The rear seat leg room is so great that I had to buy two sets of carpets from the local auto supply at $37 for each set (I didn't even price official Mercedes carpets). The rear seat accommodates carpets the size of those in the front. The little puny squares provided for lesser automobiles are now beneath cat dishes in the basement. (No offense intended to those who have "lesser" cars. This is my mid-life (or three-quarter-life crisis) that I'm nurturing here).

Then, a week after I got my "new" car, I got a registered letter with a summons in it. I thought, "Holy cow, someone is suing me!" It was actually a summons from the Denver Environmental Agency that has arrest powers (shucks, I think even the dog catcher has arrest powers now!) for pollution on Colorado Blvd. from my old car, now in some (legal) chop shop to be sold for parts. I do remember going down Colorado Blvd. that afternoon after work to see an investment counselor. And I remember passing a cop. So that's when I was cited.

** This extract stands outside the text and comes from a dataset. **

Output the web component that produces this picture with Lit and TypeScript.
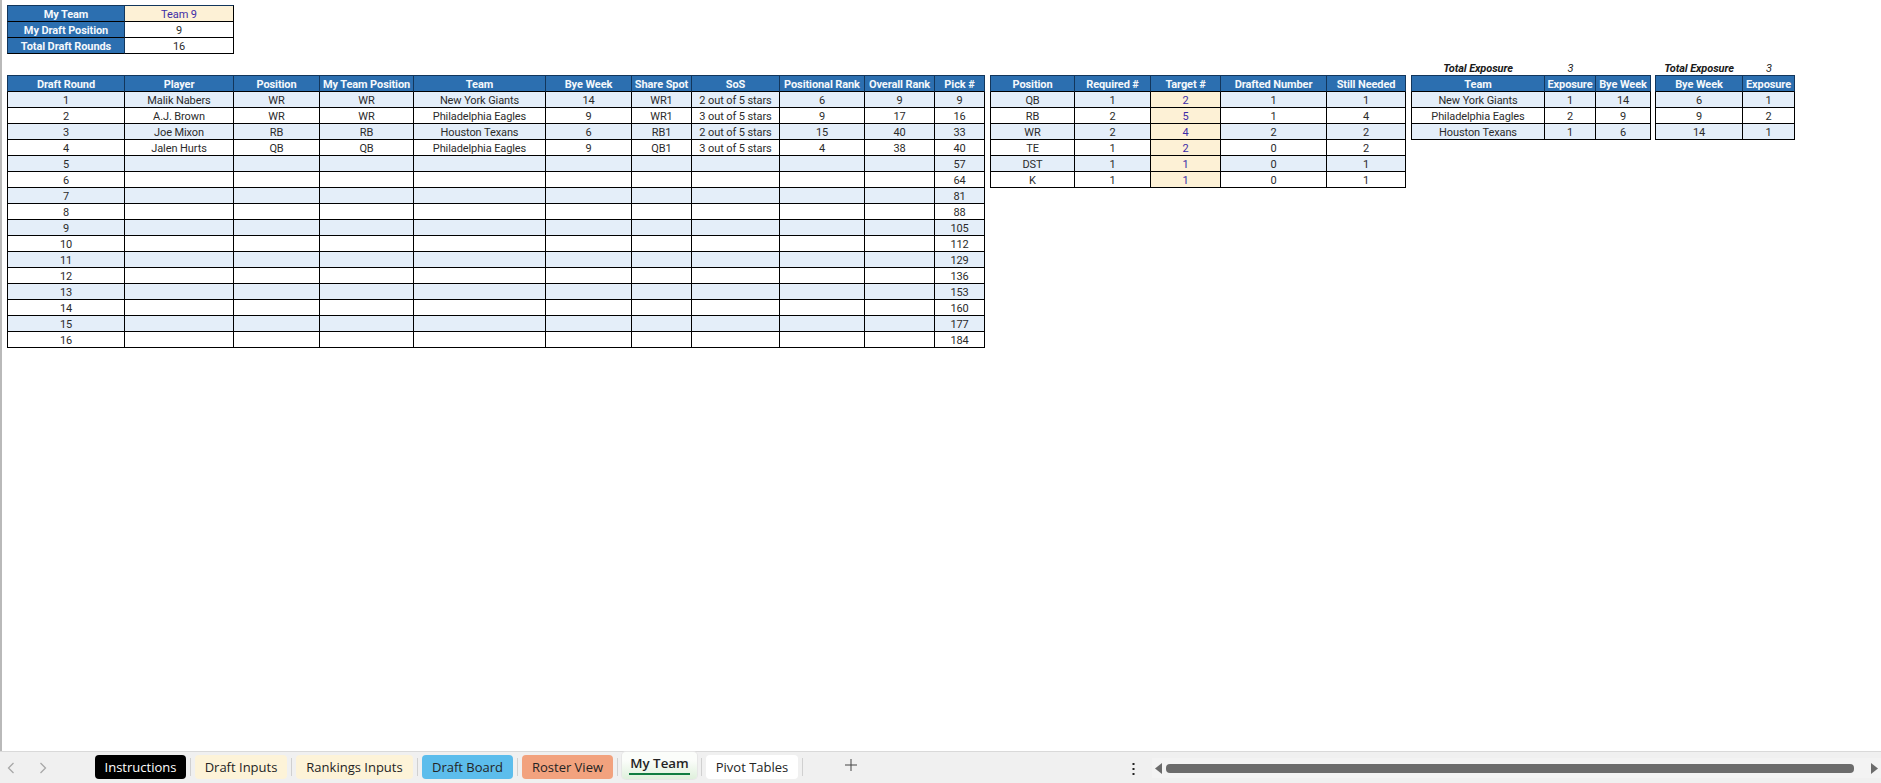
import { LitElement, html, css } from "lit";
import { customElement } from "lit/decorators.js";

type Cell = string | number;
const widen = (lines: number[]) => lines.slice(1).map((x, i) => x - lines[i] + (i === 0 ? 1 : 0));

const MAIN = widen([7, 124, 233, 319, 413, 545, 631, 691, 779, 864, 934, 984]);
const POS = widen([990, 1074, 1150, 1220, 1326, 1405]);
const TEAM = widen([1411, 1544, 1595, 1650]);
const BYE = widen([1655, 1742, 1794]);
const TOP = widen([7, 124, 233]);

const mainHead = ["Draft Round", "Player", "Position", "My Team Position", "Team", "Bye Week", "Share Spot", "SoS", "Positional Rank", "Overall Rank", "Pick #"];
const picks = [9, 16, 33, 40, 57, 64, 81, 88, 105, 112, 129, 136, 153, 160, 177, 184];
const filled: Cell[][] = [
  ["Malik Nabers", "WR", "WR", "New York Giants", 14, "WR1", "2 out of 5 stars", 6, 9],
  ["A.J. Brown", "WR", "WR", "Philadelphia Eagles", 9, "WR1", "3 out of 5 stars", 9, 17],
  ["Joe Mixon", "RB", "RB", "Houston Texans", 6, "RB1", "2 out of 5 stars", 15, 40],
  ["Jalen Hurts", "QB", "QB", "Philadelphia Eagles", 9, "QB1", "3 out of 5 stars", 4, 38],
];
const mainRows: Cell[][] = picks.map((p, i) => [i + 1, ...(filled[i] ?? Array(9).fill("")), p]);

const posRows: Cell[][] = [
  ["QB", 1, 2, 1, 1],
  ["RB", 2, 5, 1, 4],
  ["WR", 2, 4, 2, 2],
  ["TE", 1, 2, 0, 2],
  ["DST", 1, 1, 0, 1],
  ["K", 1, 1, 0, 1],
];
const teamRows: Cell[][] = [
  ["New York Giants", 1, 14],
  ["Philadelphia Eagles", 2, 9],
  ["Houston Texans", 1, 6],
];
const byeRows: Cell[][] = [
  [6, 1],
  [9, 2],
  [14, 1],
];

interface Tab {
  label: string;
  cls: string;
  width: number;
}
const tabs: Tab[] = [
  { label: "Instructions", cls: "black", width: 91 },
  { label: "Draft Inputs", cls: "cream", width: 92 },
  { label: "Rankings Inputs", cls: "cream", width: 117 },
  { label: "Draft Board", cls: "blue", width: 91 },
  { label: "Roster View", cls: "orange", width: 91 },
  { label: "My Team", cls: "active", width: 75 },
  { label: "Pivot Tables", cls: "white", width: 92 },
];

@customElement("app-root")
export class AppRoot extends LitElement {
  static styles = css`
    :host {
      display: flex;
      flex-direction: column;
      height: 783px;
      width: 1881px;
      overflow: hidden;
      background: #fff;
      font-family: Roboto, "Liberation Sans", sans-serif;
      color: #2b2b2b;
    }
    .sheet {
      flex: 1;
      min-height: 0;
      box-sizing: border-box;
      border-left: 2px solid #b9b9b9;
      padding: 5px 0 0 5px;
      background: #fff;
    }
    .tables {
      display: flex;
      align-items: flex-start;
      margin-top: 5px;
    }
    .main,
    .pos {
      margin-right: 5px;
    }
    .offset {
      margin-top: 16px;
    }
    .team {
      margin-right: 4px;
    }
    table {
      border-collapse: separate;
      border-spacing: 0;
      table-layout: fixed;
      flex: none;
    }
    th,
    td {
      box-sizing: border-box;
      height: 16px;
      padding: 2px 0 0;
      font-size: 11px;
      line-height: 13px;
      text-align: center;
      white-space: nowrap;
      overflow: hidden;
      border-right: 1px solid #000;
      border-bottom: 1px solid #000;
      font-weight: 400;
      letter-spacing: -0.1px;
    }
    tr > :first-child {
      border-left: 1px solid #000;
    }
    th {
      background: #2c6fb0;
      color: #f4f8fc;
      font-weight: 700;
      font-size: 11px;
      border-right-color: #12365c;
    }
    tr > th:first-child {
      border-left-color: #12365c;
    }
    thead th {
      height: 17px;
      border-top: 1px solid #12365c;
    }
    .top tr:first-child > * {
      height: 17px;
      border-top: 1px solid #12365c;
    }
    .top td {
      border-left: 0;
    }
    tbody tr:nth-child(odd) td {
      background: #e4eef9;
    }
    .top tbody tr:nth-child(odd) td {
      background: #fff;
    }
    .top tbody tr:first-child td,
    tbody tr td.input {
      background: #fdf1d6;
      color: #3d2ca6;
    }
    thead tr.cap > * {
      height: 16px;
      border: 0;
      background: none;
      color: #1a1a1a;
      font-weight: 400;
      font-style: italic;
    }
    thead tr.cap > .label {
      font-weight: 700;
    }
    .bar {
      flex: none;
      height: 32px;
      box-sizing: border-box;
      border-top: 1px solid #d9d9d9;
      background: #f0f0f0;
      display: flex;
      align-items: flex-start;
      font-family: "Open Sans", "Noto Sans", sans-serif;
      font-size: 13px;
      color: #242424;
    }
    .nav {
      width: 95px;
      flex: none;
      display: flex;
      align-items: center;
      height: 32px;
      padding-left: 7px;
      box-sizing: border-box;
      gap: 24px;
    }
    .nav svg {
      display: block;
    }
    .tabs {
      display: flex;
      align-items: flex-start;
      padding-top: 3px;
    }
    .tab {
      height: 24px;
      box-sizing: border-box;
      border-radius: 4px;
      display: flex;
      align-items: center;
      justify-content: center;
      white-space: nowrap;
      line-height: 18px;
      flex: none;
    }
    .black {
      background: #000;
      color: #fff;
    }
    .cream {
      background: #fdf3d8;
    }
    .blue {
      background: #5cbdec;
    }
    .orange {
      background: #f2a27e;
    }
    .white {
      background: #fff;
    }
    .active {
      height: 27px;
      margin-top: -3px;
      border-radius: 4px;
      background: linear-gradient(#fbfdfa 0%, #fbfdfa 30%, #dff0dc 100%);
      box-shadow: 0 0 0 1px #e6e6e6;
      align-items: flex-start;
      font-weight: 600;
      font-size: 13.3px;
    }
    .active span {
      display: block;
      padding: 3px 1px 0;
      height: 18px;
      border-bottom: 2px solid #107c41;
      box-sizing: content-box;
      line-height: 16px;
    }
    .sep {
      flex: none;
      width: 1px;
      height: 18px;
      margin: 3px 4px 0 4px;
      background: #d0d0d0;
    }
    .plus {
      margin-left: 38px;
      margin-top: 7px;
      display: block;
      flex: none;
    }
    .right {
      margin-left: auto;
      display: flex;
      align-items: flex-start;
      flex: none;
    }
    .dots {
      margin-top: 11px;
      margin-right: 17px;
      display: block;
    }
    .track {
      width: 729px;
      height: 20px;
      margin-top: 6px;
      background: #f3f3f3;
      display: flex;
      align-items: center;
      box-sizing: border-box;
      padding-left: 3px;
    }
    .thumb {
      width: 688px;
      height: 9px;
      margin: 0 17px 0 4px;
      border-radius: 4px;
      background: #6b6b6b;
    }
  `;

  private colgroup(widths: number[]) {
    return html`<colgroup>${widths.map((w) => html`<col style="width:${w}px" />`)}</colgroup>`;
  }

  private sum(widths: number[]) {
    return widths.reduce((a, b) => a + b, 0);
  }

  private dataTable(widths: number[], head: string[], rows: Cell[][], cap?: Cell[], inputCol = -1) {
    return html`<table style="width:${this.sum(widths)}px">
      ${this.colgroup(widths)}
      <thead>
        ${cap
          ? html`<tr class="cap">
              ${cap.map((c) => html`<th class=${typeof c === "string" && c ? "label" : ""}>${c}</th>`)}
            </tr>`
          : ""}
        <tr>
          ${head.map((h) => html`<th>${h}</th>`)}
        </tr>
      </thead>
      <tbody>
        ${rows.map(
          (r) => html`<tr>
            ${r.map((c, i) => html`<td class=${i === inputCol ? "input" : ""}>${c}</td>`)}
          </tr>`
        )}
      </tbody>
    </table>`;
  }

  render() {
    return html`
      <div class="sheet">
        <table class="top" style="width:${this.sum(TOP)}px">
          ${this.colgroup(TOP)}
          <tbody>
            <tr><th>My Team</th><td>Team 9</td></tr>
            <tr><th>My Draft Position</th><td>9</td></tr>
            <tr><th>Total Draft Rounds</th><td>16</td></tr>
          </tbody>
        </table>
        <div class="tables">
          <div class="main offset">${this.dataTable(MAIN, mainHead, mainRows)}</div>
          <div class="pos offset">
            ${this.dataTable(POS, ["Position", "Required #", "Target #", "Drafted Number", "Still Needed"], posRows, undefined, 2)}
          </div>
          <div class="team">
            ${this.dataTable(TEAM, ["Team", "Exposure", "Bye Week"], teamRows, ["Total Exposure", 3, ""])}
          </div>
          <div>${this.dataTable(BYE, ["Bye Week", "Exposure"], byeRows, ["Total Exposure", 3])}</div>
        </div>
      </div>
      <div class="bar">
        <div class="nav">
          <svg width="8" height="12" viewBox="0 0 8 12"><path d="M6.5 1 1.5 6l5 5" fill="none" stroke="#a8a8a8" stroke-width="1.3" /></svg>
          <svg width="8" height="12" viewBox="0 0 8 12"><path d="M1.5 1l5 5-5 5" fill="none" stroke="#a8a8a8" stroke-width="1.3" /></svg>
        </div>
        <div class="tabs">
          ${tabs.map(
            (t) => html`<div class="tab ${t.cls}" style="width:${t.width}px">${t.cls === "active" ? html`<span>${t.label}</span>` : t.label}</div><div class="sep"></div>`
          )}
        </div>
        <svg class="plus" width="12" height="12" viewBox="0 0 12 12"><path d="M6 0v12M0 6h12" stroke="#444" stroke-width="1" /></svg>
        <div class="right">
          <svg class="dots" width="3" height="13" viewBox="0 0 3 13">
            <rect x="0.5" y="0" width="2" height="2" fill="#222" />
            <rect x="0.5" y="5" width="2" height="2" fill="#222" />
            <rect x="0.5" y="10" width="2" height="2" fill="#222" />
          </svg>
          <div class="track">
            <svg width="7" height="11" viewBox="0 0 7 11"><path d="M7 0v11L0 5.5z" fill="#6b6b6b" /></svg>
            <div class="thumb"></div>
            <svg width="7" height="11" viewBox="0 0 7 11"><path d="M0 0v11l7-5.5z" fill="#6b6b6b" /></svg>
          </div>
        </div>
      </div>
    `;
  }
}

The options were to take my car to a ball field on a Saturday to prove it didn't smoke (after getting the engine overhauled, I guess), or to turn in my plates. Thankfully, I had saved my old plates (God know why), so I turned them in. Of course the address of the Environmental Agency was wrong on my letter - two weeks prior to issuing me the summons, they had moved a quarter of a mile away into a huge new, beautiful government building named after Mayor Webb, and probably paid for, in part, by smoking car citations.

Out of curiosity, Carol and I parked our Benzs parallel in the driveway to compare them. Even though mine is two years newer, the body presses are nearly identical. The cars are the same length. They are neary identical, inside and out, except for the wider rear doors and the extra rear seat legroom on mine. The legroom is achived by moving the rear wheels back about 18 inches (hence "L" for long wheel base) and moving the passenger compartment forward 4 inches, thus shortening the hood and engine compartment by that amount.